Funfields
- Status: Closed
- Opening date: 23 November 2012
- Closing date: September 2019

Dreamworld
- Name: Roulette (1983-1993), Stingray (1993-2012)
- Area: Ocean Parade
- Status: Relocated
- Opening date: 1983
- Closing date: May 2012

Ride statistics
- Attraction type: Trabant
- Manufacturer: Chance Rides
- Theme: Motorsports
- Rows: 18
- Riders per row: 2
- Height restriction: 110 cm (3 ft 7 in)

= Burnout (ride) =

Amusement ride at Funfields

Burnout is a Chance Rides Trabant amusement ride at Funfields. It was originally located at Dreamworld on the Gold Coast from 1983 until 2012 where it was known as the Roulette and Stingray. The ride was rethemed and relocated to Funfields in time for an opening on 23 November 2012.

==History==
Burnout opened in 1983 as the Roulette at Dreamworld. It was added alongside the Reef Diver (then known as the Enterprise) to expand Dreamworld's Country Fair themed area which opened in the previous year. Its original theme and colour scheme matched that of a Roulette wheel. When operating as the Roulette, the ride was located between where The Claw and Wipeout stand today. In 1993, the northern portion of Country Fair was rethemed to become Ocean Parade.
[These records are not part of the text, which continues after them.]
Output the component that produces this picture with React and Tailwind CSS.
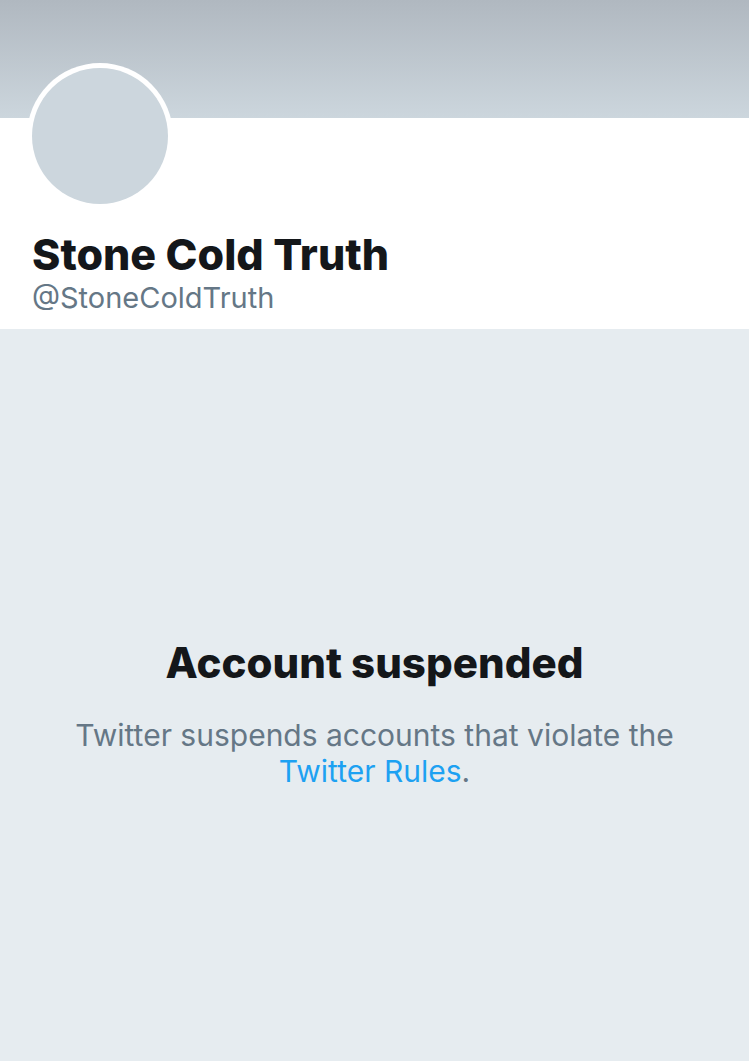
import React from 'react';

function Avatar() {
    return (
        <div className="absolute left-[27px] top-[63px] w-[146px] h-[146px] rounded-full bg-white p-[5px]">
            <div className="w-full h-full rounded-full bg-[#ccd6dd]" />
        </div>
    );
}

export default function App() {
    return (
        <div className="min-h-[1061px] w-full bg-[#e6ecf0] font-['Inter','Liberation_Sans',sans-serif]">
            {/* Cabecera del perfil */}
            <div className="relative bg-white">
                <div className="h-[118px] bg-gradient-to-b from-[#b0b8c0] to-[#ccd6dd]" />
                <Avatar />
                <div className="px-[32px] pt-[111px] pb-[12px]">
                    <h1 className="text-[43px] leading-[50px] font-extrabold text-[#14171a]">Stone Cold Truth</h1>
                    <p className="text-[29px] leading-[38px] text-[#657786]">@StoneColdTruth</p>
                </div>
            </div>

            {/* Mensaje de cuenta suspendida */}
            <div className="flex flex-col items-center text-center pt-[309px] px-[40px]">
                <h2 className="text-[42px] leading-[50px] font-extrabold text-[#14171a]">Account suspended</h2>
                <p className="mt-[29px] text-[30px] leading-[36px] text-[#657786]">
                    Twitter suspends accounts that violate the{' '}
                    <br />
                    <a href="#" className="text-[#1da1f2]">Twitter Rules</a>.
                </p>
            </div>
        </div>
    );
}
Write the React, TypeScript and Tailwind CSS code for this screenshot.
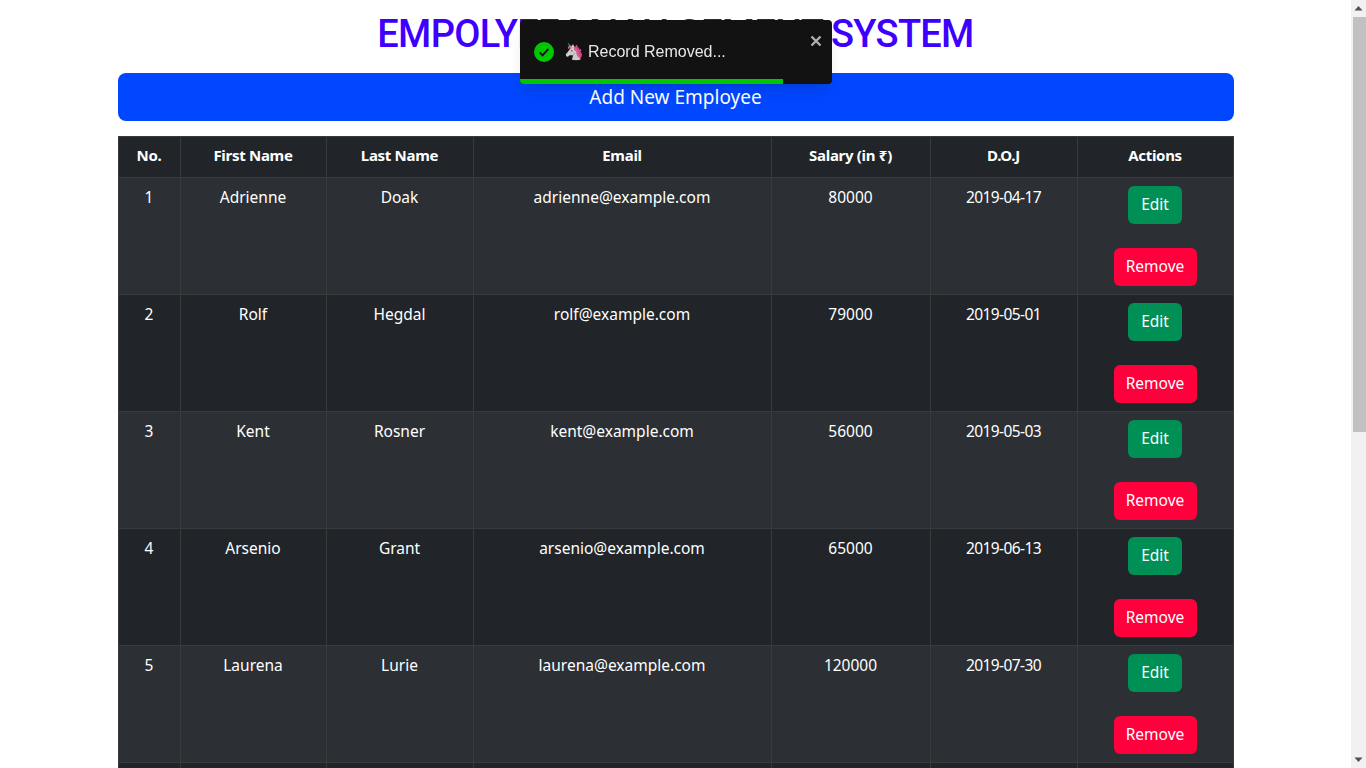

The Vekoma Wakiki Wave Super Flip named Wipeout was added and the Roulette was rethemed to the Stingray and relocated to a portion on land on the southern side of the Wipeout. In 2001, the ride was removed to construct an entrance for the Cyclone which opened in December of that year. In 2002, the ride returned in a new location which was formerly the site of the Swinger Zinger (then known as Zumer) which had just been relocated to Nickelodeon Central. It remained in operation at that location until May 2012, when the ride was removed. Stingray was sold Funfields in Melbourne. The ride was rethemed to a motoring theme and reopened as Burnout on 23 November 2012.

==Ride==
Burnout consists of up to 36 riders seated in pairs around a circular disc. Each pair of riders are restrained with a single lap bar. The ride cycle begins with the Burnout from two axis at a slow speed on the flat. The carriage is then titled which results in a fluctuating movement in a wavelike manner. When the ride is fluctuating in its wavelike manner, riders will feel like the ride isn't going that fast. However, when the ride is almost over, the person will feel forces on their body, and get pushed toward the outside of the cars. This happens when the ride starts lowering to the ground in a non-wavelike manner. When the ride moves in this way, it acts like a Music Express-type ride.